Reproduce each line of the material exactly, minus any picture.
-- start Data excerpt --
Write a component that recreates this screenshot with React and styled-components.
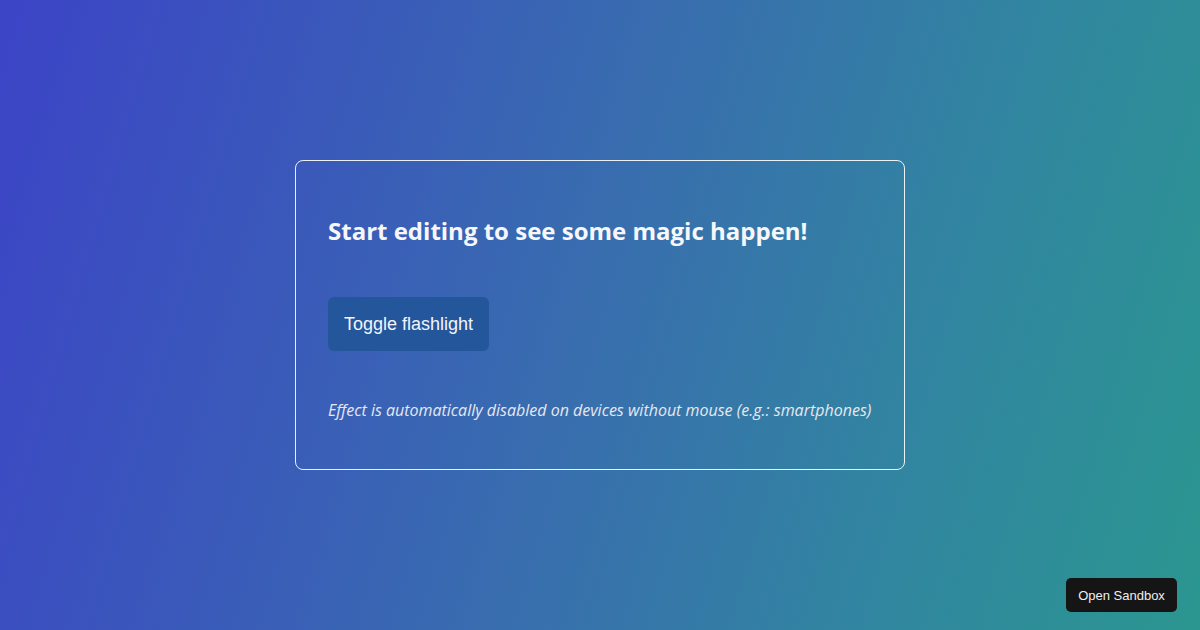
import React from 'react';
import styled, { createGlobalStyle } from 'styled-components';

const GlobalStyle = createGlobalStyle`
  html, body {
    margin: 0;
    padding: 0;
    height: 100%;
  }
  #root {
    height: 100%;
  }
`;

const Page = styled.div`
  position: relative;
  width: 100%;
  height: 100vh;
  display: flex;
  align-items: center;
  justify-content: center;
  background: linear-gradient(106deg, #3c44c7 0%, #3a5bb9 28%, #3870ad 52%, #3186a0 76%, #2b9690 100%);
  font-family: "Open Sans", sans-serif;
  color: #f4f4f8;
`;

const Card = styled.div`
  box-sizing: border-box;
  width: 610px;
  height: 310px;
  padding: 54px 32px 0 32px;
  border: 1px solid rgba(255, 255, 255, 0.9);
  border-radius: 8px;
  display: flex;
  flex-direction: column;
  align-items: flex-start;
`;

const Title = styled.h2`
  margin: 0;
  font-size: 24px;
  line-height: 32px;
  font-weight: 700;
  color: #f7f7fa;
`;

const FlashButton = styled.button`
  margin-top: 50px;
  height: 54px;
  padding: 0 16px;
  border: none;
  border-radius: 6px;
  background: #24569c;
  color: #f2f4f8;
  font-family: "Liberation Sans", Arial, sans-serif;
  font-size: 18px;
  cursor: pointer;
`;

const Note = styled.p`
  margin: 48px 0 0 0;
  font-size: 16px;
  line-height: 22px;
  font-style: italic;
  color: #e6e8f0;
`;

const SandboxButton = styled.a`
  position: absolute;
  right: 23px;
  bottom: 18px;
  display: flex;
  align-items: center;
  justify-content: center;
  width: 111px;
  height: 34px;
  border-radius: 5px;
  background: #151515;
  color: #eeeeee;
  font-family: "Liberation Sans", Arial, sans-serif;
  font-size: 13px;
  text-decoration: none;
`;

export default function App() {
  return (
    <>
      <GlobalStyle />
      <Page>
        <Card>
          <Title>Start editing to see some magic happen!</Title>
          <FlashButton>Toggle flashlight</FlashButton>
          <Note>Effect is automatically disabled on devices without mouse (e.g.: smartphones)</Note>
        </Card>
        <SandboxButton href="#">Open Sandbox</SandboxButton>
      </Page>
    </>
  );
}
-- end Data excerpt --
## Correct answer
Write a component that recreates this screenshot with React and styled-components.
import React from 'react';
import styled, { createGlobalStyle } from 'styled-components';

const GlobalStyle = createGlobalStyle`
  html, body {
    margin: 0;
    padding: 0;
    height: 100%;
  }
  #root {
    height: 100%;
  }
`;

const Page = styled.div`
  position: relative;
  width: 100%;
  height: 100vh;
  display: flex;
  align-items: center;
  justify-content: center;
  background: linear-gradient(106deg, #3c44c7 0%, #3a5bb9 28%, #3870ad 52%, #3186a0 76%, #2b9690 100%);
  font-family: "Open Sans", sans-serif;
  color: #f4f4f8;
`;

const Card = styled.div`
  box-sizing: border-box;
  width: 610px;
  height: 310px;
  padding: 54px 32px 0 32px;
  border: 1px solid rgba(255, 255, 255, 0.9);
  border-radius: 8px;
  display: flex;
  flex-direction: column;
  align-items: flex-start;
`;

const Title = styled.h2`
  margin: 0;
  font-size: 24px;
  line-height: 32px;
  font-weight: 700;
  color: #f7f7fa;
`;

const FlashButton = styled.button`
  margin-top: 50px;
  height: 54px;
  padding: 0 16px;
  border: none;
  border-radius: 6px;
  background: #24569c;
  color: #f2f4f8;
  font-family: "Liberation Sans", Arial, sans-serif;
  font-size: 18px;
  cursor: pointer;
`;

const Note = styled.p`
  margin: 48px 0 0 0;
  font-size: 16px;
  line-height: 22px;
  font-style: italic;
  color: #e6e8f0;
`;

const SandboxButton = styled.a`
  position: absolute;
  right: 23px;
  bottom: 18px;
  display: flex;
  align-items: center;
  justify-content: center;
  width: 111px;
  height: 34px;
  border-radius: 5px;
  background: #151515;
  color: #eeeeee;
  font-family: "Liberation Sans", Arial, sans-serif;
  font-size: 13px;
  text-decoration: none;
`;

export default function App() {
  return (
    <>
      <GlobalStyle />
      <Page>
        <Card>
          <Title>Start editing to see some magic happen!</Title>
          <FlashButton>Toggle flashlight</FlashButton>
          <Note>Effect is automatically disabled on devices without mouse (e.g.: smartphones)</Note>
        </Card>
        <SandboxButton href="#">Open Sandbox</SandboxButton>
      </Page>
    </>
  );
}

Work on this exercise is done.